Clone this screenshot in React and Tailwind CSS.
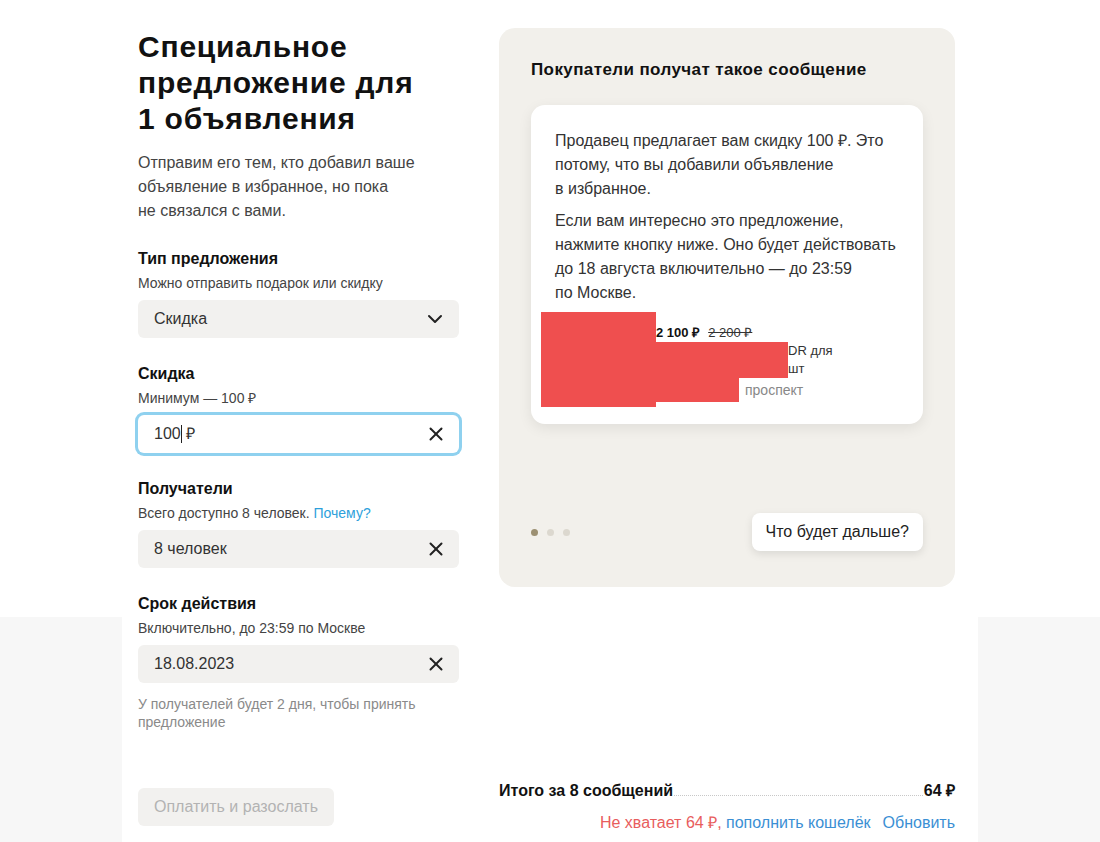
import React from "react";
import { ChevronDown, X } from "lucide-react";

function Field({ label, hint, children }) {
  return (
    <div className="mt-[26px]">
      <div className="text-[16px] leading-5 font-bold text-[#111]">{label}</div>
      <div className="mt-1 text-[14px] leading-5 text-[#444]">{hint}</div>
      <div className="mt-[7px]">{children}</div>
    </div>
  );
}

function Input({ value, focused, icon }) {
  return (
    <div
      className={`h-[38px] w-full rounded-md flex items-center justify-between pl-4 pr-[12px] text-[16px] text-[#333] ${
        focused ? "bg-white ring-[3px] ring-[#8fd1ef]" : "bg-[#f2f1ef]"
      }`}
    >
      <span className="flex items-center">{value}</span>
      {icon === "chevron" ? (
        <ChevronDown size={24} strokeWidth={2} color="#222" />
      ) : (
        <X size={22} strokeWidth={2.2} color="#222" />
      )}
    </div>
  );
}

export default function App() {
  return (
    <div className="min-h-[842px] bg-[linear-gradient(to_bottom,#ffffff_617px,#f7f7f7_617px)] font-['Liberation_Sans',Arial,sans-serif]">
      <div className="w-[856px] mx-auto bg-white min-h-[842px] pl-4 pt-[29px]">
        <div className="flex gap-10">
          {/* Form */}
          <div className="w-[321px]">
            <h1 className="text-[30px] leading-9 font-bold tracking-[0.8px] text-[#111]">
              Специальное
              <br />
              предложение для
              <br />1 объявления
            </h1>
            <p className="mt-[14px] text-[16px] leading-6 text-[#444]">
              Отправим его тем, кто добавил ваше
              <br />
              объявление в избранное, но пока
              <br />
              не связался с вами.
            </p>

            <Field label="Тип предложения" hint="Можно отправить подарок или скидку">
              <Input value="Скидка" icon="chevron" />
            </Field>

            <Field label="Скидка" hint="Минимум — 100 ₽">
              <Input
                focused
                value={
                  <>
                    100
                    <span className="inline-block w-px h-[18px] bg-[#222]" />
                    <span className="ml-1">₽</span>
                  </>
                }
              />
            </Field>

            <Field
              label="Получатели"
              hint={
                <>
                  Всего доступно 8 человек.{" "}
                  <span className="text-[#2d9fdb]">Почему?</span>
                </>
              }
            >
              <Input value="8  человек" />
            </Field>

            <Field label="Срок действия" hint="Включительно, до 23:59 по Москве">
              <Input value="18.08.2023" />
            </Field>

            <p className="mt-[12px] text-[14px] leading-[18px] text-[#8a8a8a]">
              У получателей будет 2 дня, чтобы принять
              <br />
              предложение
            </p>
          </div>

          {/* Preview */}
          <div className="w-[456px] h-[559px] -mt-px rounded-2xl bg-[#f2f0eb] px-8 pt-8 pb-9 flex flex-col">
            <h2 className="text-[17px] leading-5 font-bold tracking-[0.4px] text-[#111]">
              Покупатели получат такое сообщение
            </h2>
            <div className="mt-[25px] bg-white rounded-[14px] shadow-[0_4px_14px_rgba(0,0,0,0.08)] px-6 pt-6 pb-[17px] text-[16px] leading-6 text-[#333]">
              <p>
                Продавец предлагает вам скидку 100 ₽. Это
                <br />
                потому, что вы добавили объявление
                <br />в избранное.
              </p>
              <p className="mt-2">
                Если вам интересно это предложение,
                <br />
                нажмите кнопку ниже. Оно будет действовать
                <br />
                до 18 августа включительно — до 23:59
                <br />
                по Москве.
              </p>
              <div className="mt-[7px] flex">
                <div className="-ml-[14px] w-[115px] h-[95px] bg-[#ef4f4f]" />
                <div className="pt-3 text-[13px] leading-[18px]">
                  <div className="flex gap-2 font-bold text-[#111]">
                    <span>2 100 ₽</span>
                    <span className="font-normal line-through text-[#333]">2 200 ₽</span>
                  </div>
                  <div className="flex">
                    <div className="w-[132px] h-9 bg-[#ef4f4f]" />
                    <div className="text-[#333]">
                      DR для
                      <br />
                      шт
                    </div>
                  </div>
                  <div className="flex items-center">
                    <div className="w-[83px] h-6 bg-[#ef4f4f]" />
                    <span className="ml-[6px] text-[14px] text-[#888]">проспект</span>
                  </div>
                </div>
              </div>
            </div>
            <div className="mt-auto flex items-center justify-between">
              <div className="flex items-center gap-[9px]">
                <span className="w-[7px] h-[7px] rounded-full bg-[#9c9072]" />
                <span className="w-[7px] h-[7px] rounded-full bg-[#dcd8cf]" />
                <span className="w-[7px] h-[7px] rounded-full bg-[#dcd8cf]" />
              </div>
              <button className="h-[38px] px-[14px] rounded-lg bg-white text-[16px] text-[#222] shadow-[0_3px_8px_rgba(0,0,0,0.1)]">
                Что будет дальше?
              </button>
            </div>
          </div>
        </div>

        {/* Footer */}
        <div className="mt-[50px] flex gap-10 items-start">
          <div className="w-[321px]">
            <button className="mt-[7px] h-[38px] px-4 rounded-md bg-[#f2f1ef] text-[16px] text-[#b3b3b3]">
              Оплатить и разослать
            </button>
          </div>
          <div className="w-[456px]">
            <div className="flex items-baseline text-[16px] leading-5 font-bold text-[#111]">
              <span>Итого за 8 сообщений</span>
              <span className="flex-1 mx-px border-b border-dotted border-[#c8c8c8]" />
              <span>64 ₽</span>
            </div>
            <div className="mt-3 flex justify-end gap-3 text-[16px] leading-5">
              <span>
                <span className="text-[#e85d5d]">Не хватает 64 ₽,</span>{" "}
                <span className="text-[#3b8fd4]">пополнить кошелёк</span>
              </span>
              <span className="text-[#3b8fd4]">Обновить</span>
            </div>
          </div>
        </div>
      </div>
    </div>
  );
}
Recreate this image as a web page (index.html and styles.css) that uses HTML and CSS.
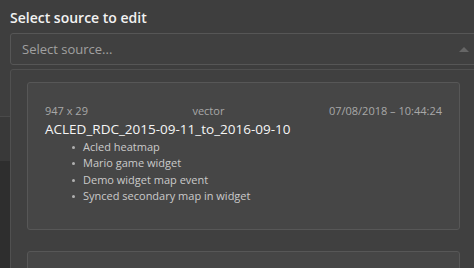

**Goal of the exercise:**
Copy out the listing exactly as it stands, but not the pictures.

**In response:**
Clone this screenshot in React and Tailwind CSS.
import React from "react";
import { ChevronDown, X } from "lucide-react";

function Field({ label, hint, children }) {
  return (
    <div className="mt-[26px]">
      <div className="text-[16px] leading-5 font-bold text-[#111]">{label}</div>
      <div className="mt-1 text-[14px] leading-5 text-[#444]">{hint}</div>
      <div className="mt-[7px]">{children}</div>
    </div>
  );
}

function Input({ value, focused, icon }) {
  return (
    <div
      className={`h-[38px] w-full rounded-md flex items-center justify-between pl-4 pr-[12px] text-[16px] text-[#333] ${
        focused ? "bg-white ring-[3px] ring-[#8fd1ef]" : "bg-[#f2f1ef]"
      }`}
    >
      <span className="flex items-center">{value}</span>
      {icon === "chevron" ? (
        <ChevronDown size={24} strokeWidth={2} color="#222" />
      ) : (
        <X size={22} strokeWidth={2.2} color="#222" />
      )}
    </div>
  );
}

export default function App() {
  return (
    <div className="min-h-[842px] bg-[linear-gradient(to_bottom,#ffffff_617px,#f7f7f7_617px)] font-['Liberation_Sans',Arial,sans-serif]">
      <div className="w-[856px] mx-auto bg-white min-h-[842px] pl-4 pt-[29px]">
        <div className="flex gap-10">
          {/* Form */}
          <div className="w-[321px]">
            <h1 className="text-[30px] leading-9 font-bold tracking-[0.8px] text-[#111]">
              Специальное
              <br />
              предложение для
              <br />1 объявления
            </h1>
            <p className="mt-[14px] text-[16px] leading-6 text-[#444]">
              Отправим его тем, кто добавил ваше
              <br />
              объявление в избранное, но пока
              <br />
              не связался с вами.
            </p>

            <Field label="Тип предложения" hint="Можно отправить подарок или скидку">
              <Input value="Скидка" icon="chevron" />
            </Field>

            <Field label="Скидка" hint="Минимум — 100 ₽">
              <Input
                focused
                value={
                  <>
                    100
                    <span className="inline-block w-px h-[18px] bg-[#222]" />
                    <span className="ml-1">₽</span>
                  </>
                }
              />
            </Field>

            <Field
              label="Получатели"
              hint={
                <>
                  Всего доступно 8 человек.{" "}
                  <span className="text-[#2d9fdb]">Почему?</span>
                </>
              }
            >
              <Input value="8  человек" />
            </Field>

            <Field label="Срок действия" hint="Включительно, до 23:59 по Москве">
              <Input value="18.08.2023" />
            </Field>

            <p className="mt-[12px] text-[14px] leading-[18px] text-[#8a8a8a]">
              У получателей будет 2 дня, чтобы принять
              <br />
              предложение
            </p>
          </div>

          {/* Preview */}
          <div className="w-[456px] h-[559px] -mt-px rounded-2xl bg-[#f2f0eb] px-8 pt-8 pb-9 flex flex-col">
            <h2 className="text-[17px] leading-5 font-bold tracking-[0.4px] text-[#111]">
              Покупатели получат такое сообщение
            </h2>
            <div className="mt-[25px] bg-white rounded-[14px] shadow-[0_4px_14px_rgba(0,0,0,0.08)] px-6 pt-6 pb-[17px] text-[16px] leading-6 text-[#333]">
              <p>
                Продавец предлагает вам скидку 100 ₽. Это
                <br />
                потому, что вы добавили объявление
                <br />в избранное.
              </p>
              <p className="mt-2">
                Если вам интересно это предложение,
                <br />
                нажмите кнопку ниже. Оно будет действовать
                <br />
                до 18 августа включительно — до 23:59
                <br />
                по Москве.
              </p>
              <div className="mt-[7px] flex">
                <div className="-ml-[14px] w-[115px] h-[95px] bg-[#ef4f4f]" />
                <div className="pt-3 text-[13px] leading-[18px]">
                  <div className="flex gap-2 font-bold text-[#111]">
                    <span>2 100 ₽</span>
                    <span className="font-normal line-through text-[#333]">2 200 ₽</span>
                  </div>
                  <div className="flex">
                    <div className="w-[132px] h-9 bg-[#ef4f4f]" />
                    <div className="text-[#333]">
                      DR для
                      <br />
                      шт
                    </div>
                  </div>
                  <div className="flex items-center">
                    <div className="w-[83px] h-6 bg-[#ef4f4f]" />
                    <span className="ml-[6px] text-[14px] text-[#888]">проспект</span>
                  </div>
                </div>
              </div>
            </div>
            <div className="mt-auto flex items-center justify-between">
              <div className="flex items-center gap-[9px]">
                <span className="w-[7px] h-[7px] rounded-full bg-[#9c9072]" />
                <span className="w-[7px] h-[7px] rounded-full bg-[#dcd8cf]" />
                <span className="w-[7px] h-[7px] rounded-full bg-[#dcd8cf]" />
              </div>
              <button className="h-[38px] px-[14px] rounded-lg bg-white text-[16px] text-[#222] shadow-[0_3px_8px_rgba(0,0,0,0.1)]">
                Что будет дальше?
              </button>
            </div>
          </div>
        </div>

        {/* Footer */}
        <div className="mt-[50px] flex gap-10 items-start">
          <div className="w-[321px]">
            <button className="mt-[7px] h-[38px] px-4 rounded-md bg-[#f2f1ef] text-[16px] text-[#b3b3b3]">
              Оплатить и разослать
            </button>
          </div>
          <div className="w-[456px]">
            <div className="flex items-baseline text-[16px] leading-5 font-bold text-[#111]">
              <span>Итого за 8 сообщений</span>
              <span className="flex-1 mx-px border-b border-dotted border-[#c8c8c8]" />
              <span>64 ₽</span>
            </div>
            <div className="mt-3 flex justify-end gap-3 text-[16px] leading-5">
              <span>
                <span className="text-[#e85d5d]">Не хватает 64 ₽,</span>{" "}
                <span className="text-[#3b8fd4]">пополнить кошелёк</span>
              </span>
              <span className="text-[#3b8fd4]">Обновить</span>
            </div>
          </div>
        </div>
      </div>
    </div>
  );
}
Recreate this image as a web page (index.html and styles.css) that uses HTML and CSS.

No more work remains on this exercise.